> **Exercise prompt**: Write again exactly the lines in the listing below, starting at the line with "Write a component" and ending at the line with "string; city: string;", both included. Pictures are not copied.

══════════════════════════════

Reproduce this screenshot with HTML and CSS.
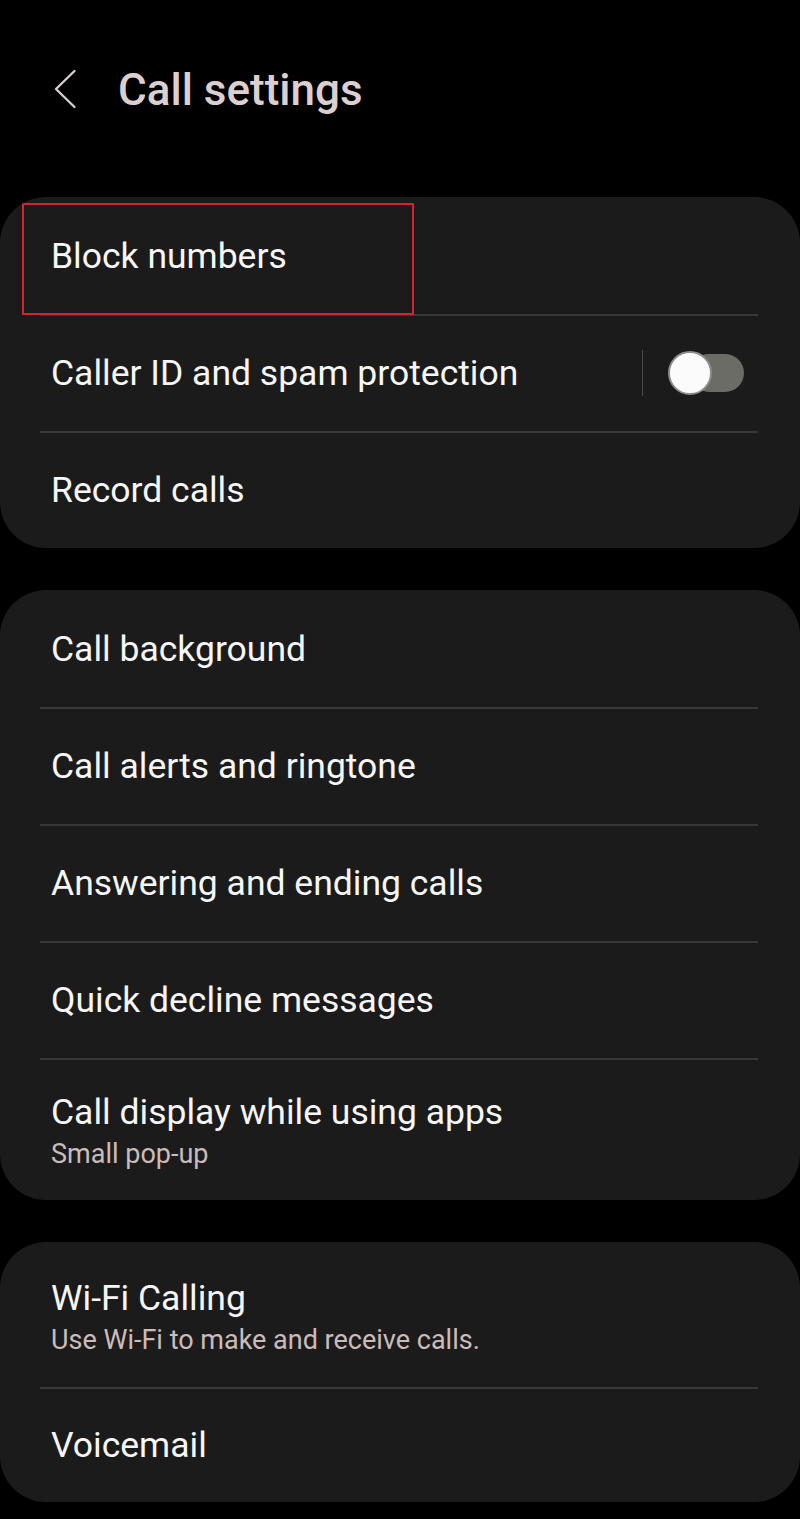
FILE: index.html
```html
<!DOCTYPE html>
<html>
<head>
<meta charset="utf-8">
<link rel="stylesheet" href="styles.css">
</head>
<body>
<div class="screen">
  <header class="header">
    <svg class="back" width="24" height="40" viewBox="0 0 24 40"><path d="M21.5 2 L3 20 L21.5 38" fill="none" stroke="#d8cccc" stroke-width="2.4" stroke-linecap="round" stroke-linejoin="round"/></svg>
    <h1 class="title">Call settings</h1>
  </header>

  <section class="card">
    <div class="row highlighted"><span class="label">Block numbers</span></div>
    <div class="row toggle-row">
      <span class="label">Caller ID and spam protection</span>
      <div class="toggle-wrap">
        <span class="vsep"></span>
        <span class="switch"><span class="thumb"></span></span>
      </div>
    </div>
    <div class="row"><span class="label">Record calls</span></div>
  </section>

  <section class="card">
    <div class="row"><span class="label">Call background</span></div>
    <div class="row"><span class="label">Call alerts and ringtone</span></div>
    <div class="row"><span class="label">Answering and ending calls</span></div>
    <div class="row"><span class="label">Quick decline messages</span></div>
    <div class="row two"><span class="label">Call display while using apps</span><span class="sub">Small pop-up</span></div>
  </section>

  <section class="card">
    <div class="row two wifi"><span class="label">Wi-Fi Calling</span><span class="sub">Use Wi-Fi to make and receive calls.</span></div>
    <div class="row last"><span class="label">Voicemail</span></div>
  </section>
</div>
</body>
</html>
```
FILE: styles.css
```css
html, body {
  margin: 0;
  padding: 0;
  background: #000;
}
.screen {
  width: 800px;
  min-height: 1519px;
  background: #000;
  font-family: Roboto, "Noto Sans", "Liberation Sans", sans-serif;
  color: #f4f4f4;
}
.header {
  height: 197px;
  display: flex;
  align-items: flex-start;
  box-sizing: border-box;
  padding-top: 66px;
}
.back {
  margin-left: 53px;
  margin-top: 3px;
}
.title {
  margin: 0 0 0 41px;
  font-size: 44px;
  font-weight: 500;
  line-height: 48px;
  color: #dccfcf;
  letter-spacing: 0;
}
.card {
  background: #1b1b1b;
  border-radius: 46px;
  margin-bottom: 42px;
  overflow: hidden;
}
.row {
  position: relative;
  height: 117px;
  display: flex;
  flex-direction: column;
  justify-content: center;
  padding-left: 51px;
  box-sizing: border-box;
}
.row + .row::before {
  content: "";
  position: absolute;
  top: 0;
  left: 40px;
  right: 42px;
  height: 2px;
  background: #383838;
}
.label {
  font-size: 35.5px;
  line-height: 40px;
  color: #f6f6f6;
}
.sub {
  font-size: 27px;
  line-height: 32px;
  color: #cbbcbc;
  margin-top: 6px;
}
.row.two {
  height: 142px;
  padding-top: 4px;
}
.row.wifi {
  height: 145px;
}
.row.last {
  height: 115px;
}
.highlighted {
  z-index: 2;
}
.highlighted::after {
  content: "";
  position: absolute;
  left: 22px;
  top: 6px;
  width: 388px;
  height: 108px;
  border: 2px solid #d42330;
}
.toggle-row {
  flex-direction: row;
  align-items: center;
  justify-content: space-between;
  padding-right: 56px;
}
.toggle-wrap {
  display: flex;
  align-items: center;
}
.vsep {
  width: 1px;
  height: 46px;
  background: #4a4a4a;
  margin-right: 25px;
}
.switch {
  position: relative;
  width: 76px;
  height: 38px;
  display: block;
}
.switch::before {
  content: "";
  position: absolute;
  left: 22px;
  top: 0;
  right: 0;
  bottom: 0;
  border-radius: 19px;
  background: #6c6c67;
}
.thumb {
  position: absolute;
  left: 0;
  top: -3px;
  width: 40px;
  height: 40px;
  border-radius: 50%;
  background: #fbfbfb;
  border: 2px solid #8d8d8d;
}
```
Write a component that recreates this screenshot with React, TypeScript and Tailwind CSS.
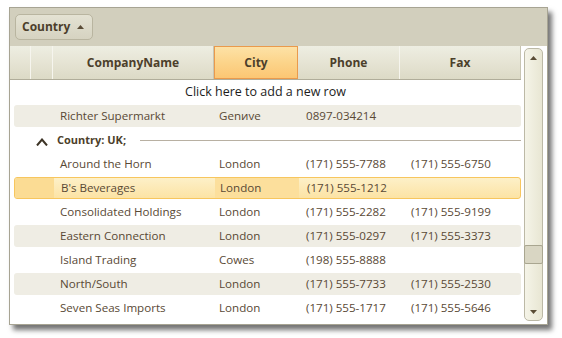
import React from "react";

type Row = { company: string; city: string; phone: string; fax?: string; alt?: boolean; selected?: boolean };

const rows: Row[] = [
  { company: "Around the Horn", city: "London", phone: "(171) 555-7788", fax: "(171) 555-6750" },
  { company: "B's Beverages", city: "London", phone: "(171) 555-1212", selected: true },
  { company: "Consolidated Holdings", city: "London", phone: "(171) 555-2282", fax: "(171) 555-9199" },
  { company: "Eastern Connection", city: "London", phone: "(171) 555-0297", fax: "(171) 555-3373", alt: true },
  { company: "Island Trading", city: "Cowes", phone: "(198) 555-8888" },
  { company: "North/South", city: "London", phone: "(171) 555-7733", fax: "(171) 555-2530", alt: true },
  { company: "Seven Seas Imports", city: "London", phone: "(171) 555-1717", fax: "(171) 555-5646" },
];

const font = { fontFamily: '"Open Sans", "Noto Sans", sans-serif' };

function DataRow({ row }: { row: Row }) {
  let inner = "flex h-[22px] items-center rounded-[3px]";
  if (row.alt) inner += " bg-[#efede4]";
  if (row.selected) inner += " border border-[#f7c65e] bg-gradient-to-b from-[#fdf0c8] to-[#fce3a4]";
  return (
    <div className="h-[24px] py-[1px] pl-[4px]">
      <div className={inner}>
        <div className={`h-full w-[39px] shrink-0 ${row.selected ? "bg-[#fbdc94] rounded-l-[2px]" : ""}`} />
        <div className="w-[161px] shrink-0 pl-[7px] whitespace-nowrap">{row.company}</div>
        <div className={`h-full w-[84px] shrink-0 flex items-center pl-[5px] ${row.selected ? "bg-[#fcdf9c]" : ""}`}>{row.city}</div>
        <div className="w-[102px] shrink-0 pl-[8px] whitespace-nowrap">{row.phone}</div>
        <div className="flex-1 pl-[11px] whitespace-nowrap">{row.fax ?? ""}</div>
      </div>
    </div>
  );
}

export default function App() {
  return (
    <div className="w-[562px] h-[338px] bg-white pl-[9px] pt-[7px]" style={font}>
      <div className="w-[539px] h-[318px] border border-[#a7a493] bg-white flex flex-col shadow-[4px_5px_5px_rgba(0,0,0,0.55)]">
        {/* group panel */}
        <div className="h-[38px] bg-[#d2cfbd] flex items-center px-[5px] shrink-0">
          <div className="h-[26px] w-[78px] rounded-[5px] border border-[#b9b5a0] bg-gradient-to-b from-[#e4e2d3] to-[#d6d3c1] flex items-center pl-[6px] gap-[7px] text-[12px] font-bold text-[#4c3f2b]">
            <span>Country</span>
            <svg width="7" height="4" viewBox="0 0 7 4"><path d="M0 4 L3.5 0 L7 4 Z" fill="#5a4c36" /></svg>
          </div>
        </div>
        <div className="flex flex-1 min-h-0 bg-[#d2cfbd]">
          <div className="w-[511px] flex flex-col bg-white">
            {/* header */}
            <div className="h-[34px] flex border-b border-[#b0ad9a] bg-gradient-to-b from-[#eeeee2] via-[#e6e4d4] to-[#dcdac6] text-[12px] font-bold text-[#4c3f2b]">
              <div className="w-[21px] border-r border-[#f6f5ee]" />
              <div className="w-[22px] border-r border-[#f6f5ee]" />
              <div className="w-[161px] flex items-center justify-center border-r border-[#c8c5b2]">CompanyName</div>
              <div className="w-[84px] flex items-center justify-center border border-[#ea9a4c] bg-gradient-to-b from-[#fde2a6] via-[#fcd48a] to-[#fbc673]">City</div>
              <div className="w-[102px] flex items-center justify-center border-r border-[#f6f5ee]">Phone</div>
              <div className="flex-1 flex items-center justify-center border-r border-[#c8c5b2]">Fax</div>
            </div>
            <div className="flex-1 bg-white text-[11.6px] text-[#594935]">
              <div className="h-[24px] flex items-center justify-center text-[12.5px] text-[#1c1c1c]">Click here to add a new row</div>
              <DataRow row={{ company: "Richter Supermarkt", city: "Genиve", phone: "0897-034214", alt: true }} />
              <div className="h-[24px] flex items-center pl-[26px]">
                <svg width="12" height="8" viewBox="0 0 12 8" className="mt-[3px]"><path d="M1 7.5 L6 1.5 L11 7.5" fill="none" stroke="#3d3426" strokeWidth="2" /></svg>
                <span className="ml-[9px] font-bold text-[11px] text-[#4c3f2b]">Country: UK;</span>
                <div className="ml-[14px] flex-1 h-px bg-[#b8b0a2]" />
              </div>
              {rows.map((r) => (
                <DataRow key={r.company} row={r} />
              ))}
            </div>
          </div>
          {/* scrollbar */}
          <div className="flex-1 bg-white pl-[3px] pr-[3px] pt-[2px] pb-[3px]">
            <div className="h-full w-[19px] rounded-[5px] border border-[#bcb9a6] bg-gradient-to-r from-[#f5f4e8] to-[#e8e6d3] flex flex-col items-center">
              <svg width="7" height="4" viewBox="0 0 7 4" className="mt-[7px]"><path d="M0 4 L3.5 0 L7 4 Z" fill="#5a4c36" /></svg>
              <div className="flex-1" />
              <div className="w-[19px] h-[19px] border border-[#a9a690] bg-[#d9d6c3] rounded-[2px]" />
              <div className="h-[46px]" />
              <svg width="7" height="4" viewBox="0 0 7 4" className="mb-[6px]"><path d="M0 0 L3.5 4 L7 0 Z" fill="#5a4c36" /></svg>
            </div>
          </div>
        </div>
      </div>
    </div>
  );
}
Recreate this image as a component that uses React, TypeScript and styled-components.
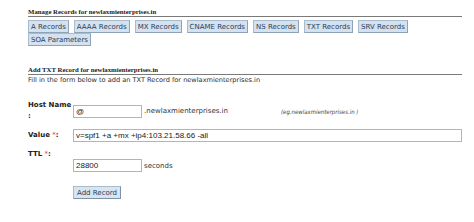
import styled, {createGlobalStyle} from "styled-components";

const GlobalStyle = createGlobalStyle`
  body {
    margin: 0;
    background: #ffffff;
    font-family: "DejaVu Sans", Verdana, sans-serif;
    color: #222222;
  }
`;

const recordTypes = ["A", "AAAA", "MX", "CNAME", "NS", "TXT", "SRV"];

export default function App() {
    return (
        <Page>
            <GlobalStyle />
            <SectionTitle>Manage Records for newlaxmienterprises.in</SectionTitle>
            <ButtonBar>
                {recordTypes.map((type) => (
                    <TabButton key={type}>{type} Records</TabButton>
                ))}
                <TabButton>SOA Parameters</TabButton>
            </ButtonBar>

            <SectionTitle $top={21}>Add TXT Record for newlaxmienterprises.in</SectionTitle>
            <Intro>Fill in the form below to add an TXT Record for newlaxmienterprises.in</Intro>

            <FormGrid>
                <Label>Host Name<br />:</Label>
                <Field>
                    <TextInput $width={69} defaultValue="@" />
                    <Suffix>.newlaxmienterprises.in</Suffix>
                    <Example>(eg.newlaxmienterprises.in )</Example>
                </Field>

                <Label>Value <Required>*</Required>:</Label>
                <Field>
                    <TextInput $width={389} defaultValue="v=spf1 +a +mx +ip4:103.21.58.66 -all" />
                </Field>

                <Label $top>TTL <Required>*</Required>:</Label>
                <Field $offset={10}>
                    <TextInput $width={69} defaultValue="28800" />
                    <Suffix>seconds</Suffix>
                </Field>

                <span />
                <Field $offset={7}>
                    <SubmitButton>Add Record</SubmitButton>
                </Field>
            </FormGrid>
        </Page>
    );
}

const Page = styled.div`
  width: 434px;
  padding: 9px 0 0 28px;
`;

const SectionTitle = styled.div<{ $top?: number }>`
  margin-top: ${(p) => p.$top ?? 0}px;
  font-family: "Liberation Serif", "Times New Roman", serif;
  font-weight: bold;
  font-size: 6.8px;
  line-height: 6px;
  color: #1a1a1a;
  border-bottom: 1px solid #7a7a7a;
  padding-bottom: 1px;
`;

const ButtonBar = styled.div`
  display: flex;
  flex-wrap: wrap;
  column-gap: 5px;
  row-gap: 0;
  margin-top: 3px;
  padding-right: 50px;
`;

const TabButton = styled.button`
  height: 13px;
  padding: 0 2px;
  font-family: "DejaVu Sans", Tahoma, sans-serif;
  font-size: 7px;
  color: #2b3d57;
  background: #d4e2ef;
  border: 1px solid #a9bccd;
  border-right-color: #8ea3b8;
  border-bottom-color: #8ea3b8;
  cursor: pointer;
`;

const Intro = styled.div`
  font-size: 6.6px;
  line-height: 9px;
  color: #2a2a2a;
  margin-top: 1px;
`;

const FormGrid = styled.div`
  display: grid;
  grid-template-columns: 45px 1fr;
  align-items: center;
  row-gap: 7px;
  margin-top: 15px;
`;

const Label = styled.div<{ $top?: boolean }>`
  align-self: ${(p) => (p.$top ? "start" : "center")};
  font-weight: bold;
  font-size: 7px;
  line-height: 11px;
  color: #222222;
`;

const Required = styled.span`
  color: #e03a3a;
  font-weight: normal;
`;

const Field = styled.div<{ $offset?: number }>`
  display: flex;
  align-items: center;
  padding-top: ${(p) => p.$offset ?? 0}px;
`;

const TextInput = styled.input<{ $width: number }>`
  box-sizing: border-box;
  width: ${(p) => p.$width}px;
  height: 13px;
  padding: 0 2px;
  font-family: "Liberation Sans", Arial, sans-serif;
  font-size: 8px;
  color: #222222;
  border: 1px solid #b4b4b4;
  outline: none;
`;

const Suffix = styled.span`
  font-size: 7px;
  color: #333333;
  margin-left: 2px;
`;

const Example = styled.span`
  font-family: "DejaVu Sans Condensed", "DejaVu Sans", sans-serif;
  font-size: 6px;
  font-style: italic;
  color: #444444;
  margin-left: 53px;
`;

const SubmitButton = styled.button`
  height: 13px;
  padding: 0 3px;
  font-family: "DejaVu Sans", Tahoma, sans-serif;
  font-size: 7px;
  color: #2b3d57;
  background: #d8e5f1;
  border: 1px solid #a9bccd;
  border-right-color: #7f93a8;
  border-bottom-color: #7f93a8;
`;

══════════════════════════════

> **Solved exercise**:
Write a component that recreates this screenshot with React, TypeScript and Tailwind CSS.
import React from "react";

type Row = { company: string; city: string; phone: string; fax?: string; alt?: boolean; selected?: boolean };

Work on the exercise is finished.